I have always been a firm believer in getting cheap enough rent for a place you live in to eat, sleep,create at.
Terry

Edited by socal-nomad on 12/05/2011 12:33:04 MST.

Ty Ty
(TylerD)

Locale: SE US
Tiny on 12/06/2011 12:10:48 MST Print View

I think this stuff is really interesting. I think the Tiny house is the extreme end of the movement and I don't think a lot of people can go this extreme but it's really more about the lesson learned.

I live in a 2800sf 4/3 house on 3.5 acres. I read these stories and am very impressed. We are contemplating a move closer to town so that we can put our son in a specific school and this makes me think a lot about what we REALLY need. Maybe stepping down to a 1,800 sf house is a 'Tiny' house for me. Most people move up in size every time they move, this makes me think hard about moving down in size.

One problem I have is that houses today have so much space that is literally worthless. Like dinning rooms and formal living rooms. I HATE that. A dining room is the worst. Who eats in there? Maybe once a year for the holidays. So I am paying per sf, taxes, insurance, heating and cooling a room for once a year use?

I am also thinking the same way about guest rooms. We have them, we furnish them, and barely ever use them. Maybe forgo the guest rooms and stick a pull out couch somewhere.
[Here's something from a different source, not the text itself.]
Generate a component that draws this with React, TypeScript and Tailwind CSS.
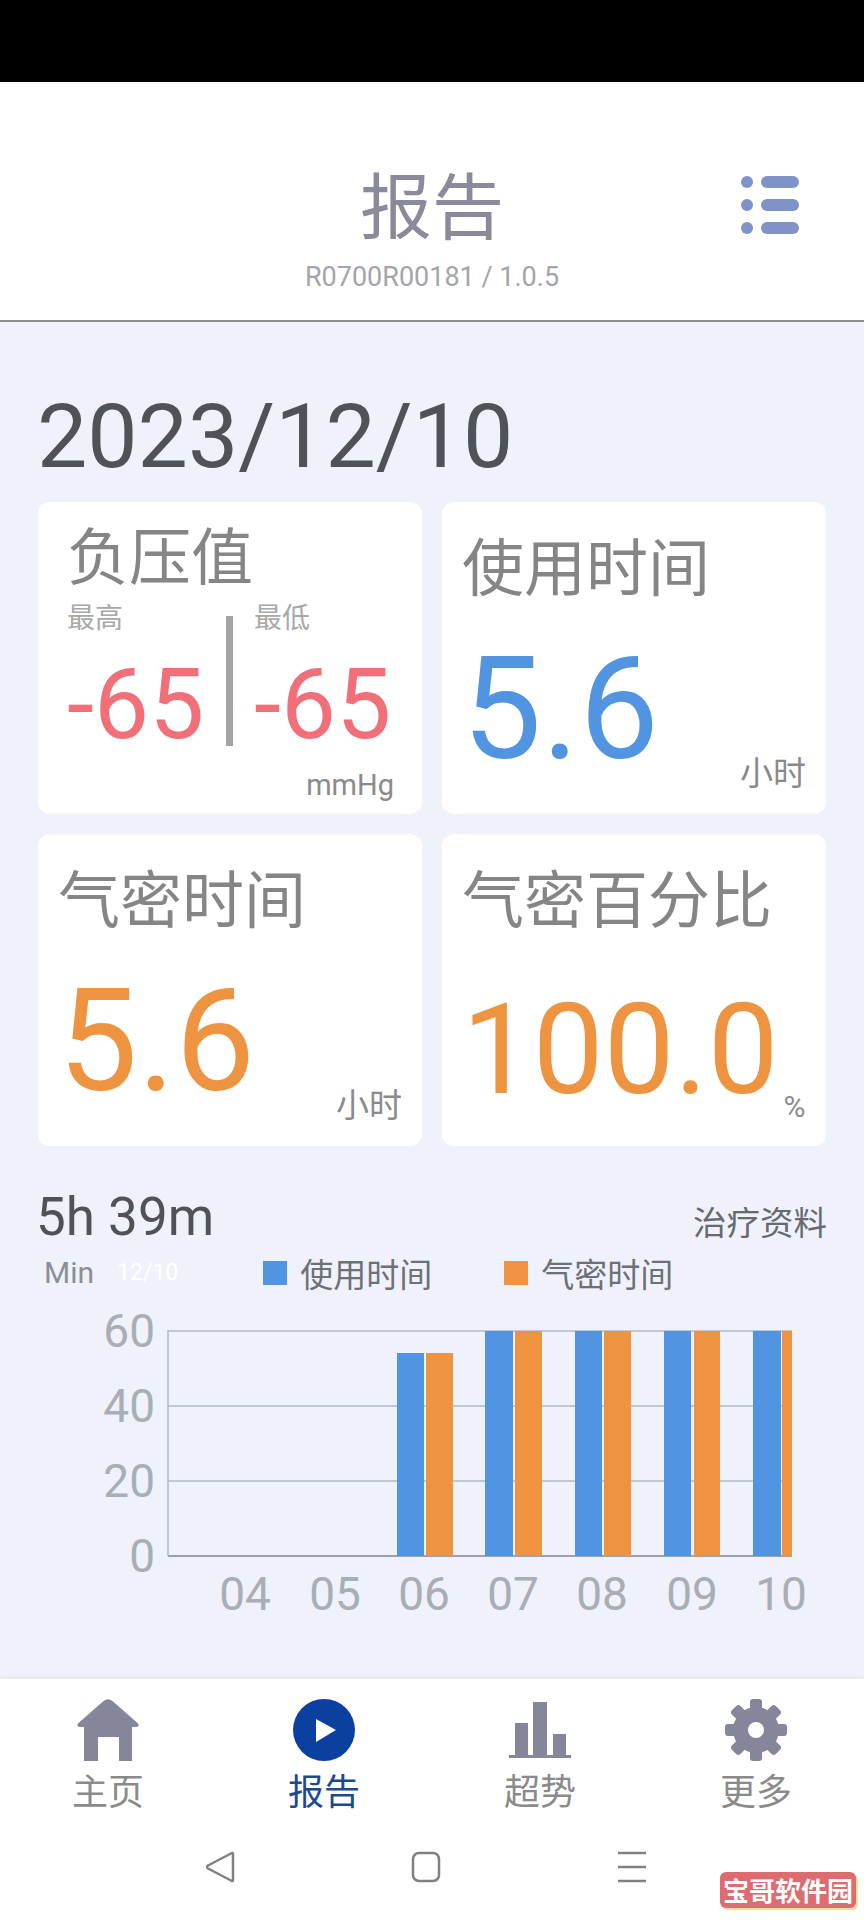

All things to think about. I just know right now I have too much house, maintenance, payment, bills. I want to get down to a leaner fighting weight.

Michael L
(mpl_35) - MLife

Locale: The Palouse
Re: Tiny on 12/07/2011 10:49:29 MST Print View

I still dream of a big house someday. Although, I am thinking smaller than I was once. I would rather use the money for experiences, a vacation home, and land.
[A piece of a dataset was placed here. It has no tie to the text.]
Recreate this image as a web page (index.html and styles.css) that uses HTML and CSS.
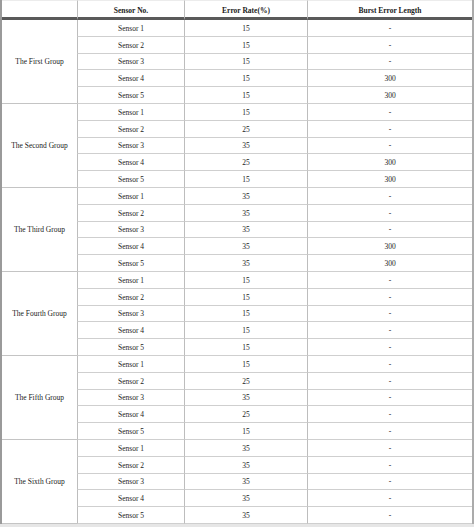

But those tiny homes seem like a nightmare to me. I couldn't fit all my books in there, much less my tv.

Chad Miller
(chadnsc)

Locale: Duluth, Minnesota
Want a small house . . . . on 12/07/2011 11:36:26 MST Print View

For a fee around 4-6% (varies by location) of your total construction cost/budget you can have an architect design a house that will fit needs quite well. You'll get what you want and nothing you don't. ;)

HK Newman
(hknewman) - MLife

Locale: Western US
Small house/large basecamp on 12/07/2011 12:56:08 MST Print View

Outsideonline (Outside magazine) had a neat little write up about thinking of a pad as a basecamp for launching various outdoor adventures that I really liked (think it was in their 2011 healthiest cities article). Of course that's easy to say being divorced; imagine many future wife candidates will think of it more as a potpourri-infused launch pad for my own various chores.
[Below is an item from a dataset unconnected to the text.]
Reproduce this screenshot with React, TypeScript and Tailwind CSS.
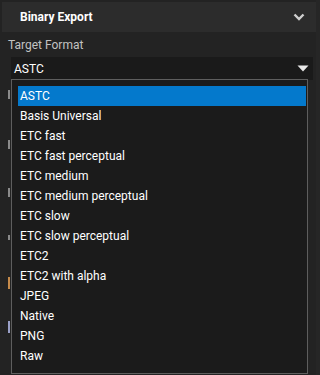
import React from "react";

const items = [
  "ASTC",
  "Basis Universal",
  "ETC fast",
  "ETC fast perceptual",
  "ETC medium",
  "ETC medium perceptual",
  "ETC slow",
  "ETC slow perceptual",
  "ETC2",
  "ETC2 with alpha",
  "JPEG",
  "Native",
  "PNG",
  "Raw",
];

function Stub({ mt, color = "#8a8a8a", h = "h-[9px]" }: { mt: string; color?: string; h?: string }) {
  return (
    <div className={`${mt} h-[24px] flex items-center`}>
      <span className={`inline-block w-[2px] ${h}`} style={{ background: color }} />
    </div>
  );
}

export default function App() {
  return (
    <div
      className="relative w-[320px] h-[375px] overflow-hidden bg-[#232323] text-[12px]"
      style={{ fontFamily: 'Roboto, "Open Sans", sans-serif' }}
    >
      <div className="mx-[2px] mt-[2px] h-[30px] w-[314px] bg-[#2c2c2c] flex items-center justify-between pl-[18px] pr-[11px]">
        <span className="text-white font-bold text-[12px]">Binary Export</span>
        <svg width="12" height="8" viewBox="0 0 12 8">
          <path d="M1.5 1.5 L6 6 L10.5 1.5" stroke="#cfcfcf" strokeWidth="2.4" fill="none" />
        </svg>
      </div>
      <div className="pl-[8px] pt-[4px] text-[#c2c2c2] text-[12px] leading-[18px]">Target Format</div>
      <div className="ml-[11px] mt-[3px] w-[302px] h-[23px] bg-[#1a1a1a] flex items-center justify-between pl-[3px] pr-[4px]">
        <span className="text-white text-[12px]">ASTC</span>
        <svg width="12" height="7" viewBox="0 0 12 7">
          <path d="M0.5 0.5 L11.5 0.5 L6 6.5 Z" fill="#e8e8e8" />
        </svg>
      </div>
      <div className="pl-[8px]">
        <Stub mt="mt-[2px]" />
        <Stub mt="mt-[26px]" />
        <Stub mt="mt-[24px]" />
        <Stub mt="mt-[21px]" h="h-[5px]" />
        <Stub mt="mt-[22px]" color="#c58a4a" h="h-[12px]" />
        <Stub mt="mt-[20px]" color="#9aa0c8" h="h-[12px]" />
      </div>
      <div className="absolute left-[11px] top-[79px] w-[297px] h-[295px] bg-[#1b1b1b] border border-[#5e5e5e] pt-[6px] pl-[6px] pr-[1px]">
        {items.map((it, i) => (
          <div
            key={it}
            className={`h-[20px] flex items-center pl-[2px] text-white text-[12px] ${
              i === 0 ? "bg-[#0479cc]" : ""
            }`}
          >
            {it}
          </div>
        ))}
      </div>
      <div className="absolute right-0 top-0 w-[4px] h-[375px] bg-[#262626]" />
    </div>
  );
}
A small house would be less of a hassle in many respects but my own thinking is to have a living room area large enough for friends and family to come over. IIRC even Thoreau mentioned having furnishings enough for people to sit on and for company in Walden or a similar book. Of course furnishings back probably didn't have to deal with the "wide loads" of most modern Americans.

ADD: It's out of print but the yestermorrow architect / build school had a pretty neat book on the subject of dream homes.

Edited by hknewman on 12/07/2011 12:58:24 MST.

Terry Trimble
(socal-nomad) - F

Locale: North San Diego county
Tiny house anyone? on 12/07/2011 17:02:58 MST Print View

I was thinking today you could have a tiny house now if buy house that are 80 plus years old in old parts of communities that have been around for 125 plus years. Because building house only between 400 to 800 sq.ft. was the norm back then. Most of those home can be bought for pretty cheap because of the small size.
Then you can keep it the way it is or gut it and redo the floor plan to your liking if you have money to invest and invest and invest. Because old home remodels become money pits because you keep finding something wrong with it during the remodel.
Terry

drowning in spam
(leaftye) - F

Locale: SoCal
Re: Tiny house anyone? on 12/07/2011 17:24:24 MST Print View

I like the small house idea. I really wouldn't want a big house, not unless I had a big family to fill it. A bigger house just means more time and expense cleaning, furnishing, cooling and heating it. I want to own a house. I don't want it to own me.

Ty Ty
(TylerD)

Locale: SE US
Re: Tiny house anyone? on 12/08/2011 07:45:24 MST Print View

Also buying an existing house recycles even more because a an old house is re-purposed.

I think an even easier way to go if you are after simplicity is rent a small or studio apartment or buy a small 1 bedroom condo. No yard, no exterior maintenance.

Chad Miller
(chadnsc)

Locale: Duluth, Minnesota
Re: Re: Tiny house anyone? on 12/08/2011 14:11:28 MST Print View

Tyler D wrote:
"Also buying an existing house recycles even more because a an old house is re-purposed."

Not necessarily so.

If you renovate / remodel the 'old' house you can easily create just as much construction waste as if you build new. In addition it's very easy to use enough new building material in the renovation of an old home to exceed the materials savings you had by purchasing and old home.

In addition it can be more expensive to renovate an old structure as it is to build new.

All of that being said you CAN save on building materials and construction waste if you buy the right older home. It's been my professional experience however that this happens only about 20% of the time.

Ty Ty
(TylerD)

Locale: SE US
Renovation on 12/09/2011 07:42:43 MST Print View

Chad I stand corrected. I guess I was thinking more of just buying a small old house and fixing it up a little.

Terry Trimble
(socal-nomad) - F

Locale: North San Diego county
Re: Re: Tiny house anyone? on 12/09/2011 10:31:48 MST Print View

"I think an even easier way to go if you are after simplicity is rent a small or studio apartment or buy a small 1 bedroom condo."

I use to sale major appliances to the apartment house trade what's funny here in San Diego. Over the years they have let some apartment owners covert them in to condos.I have seen Condo's converted to apartments because they could not sell the the units.

San Diego county has gone kinda of nuts with condo conversion laws they have mobile home park
outdoor condo conversion were you can buy the land the trailer is on. Small industrial complex condo conversion so you can own your space in the building with monthly building grounds keeping fees.
Terry

Jason Elsworth
(jephoto) - M

Locale: New Zealand
Tiny house anyone? on 12/09/2011 19:32:58 MST Print View

http://inhabitat.com/book-review-nano-house-showcases-contemporary-micro-home-design/

I am interested in building one. More as a holiday place and/or proof of concept for building a larger off grid house.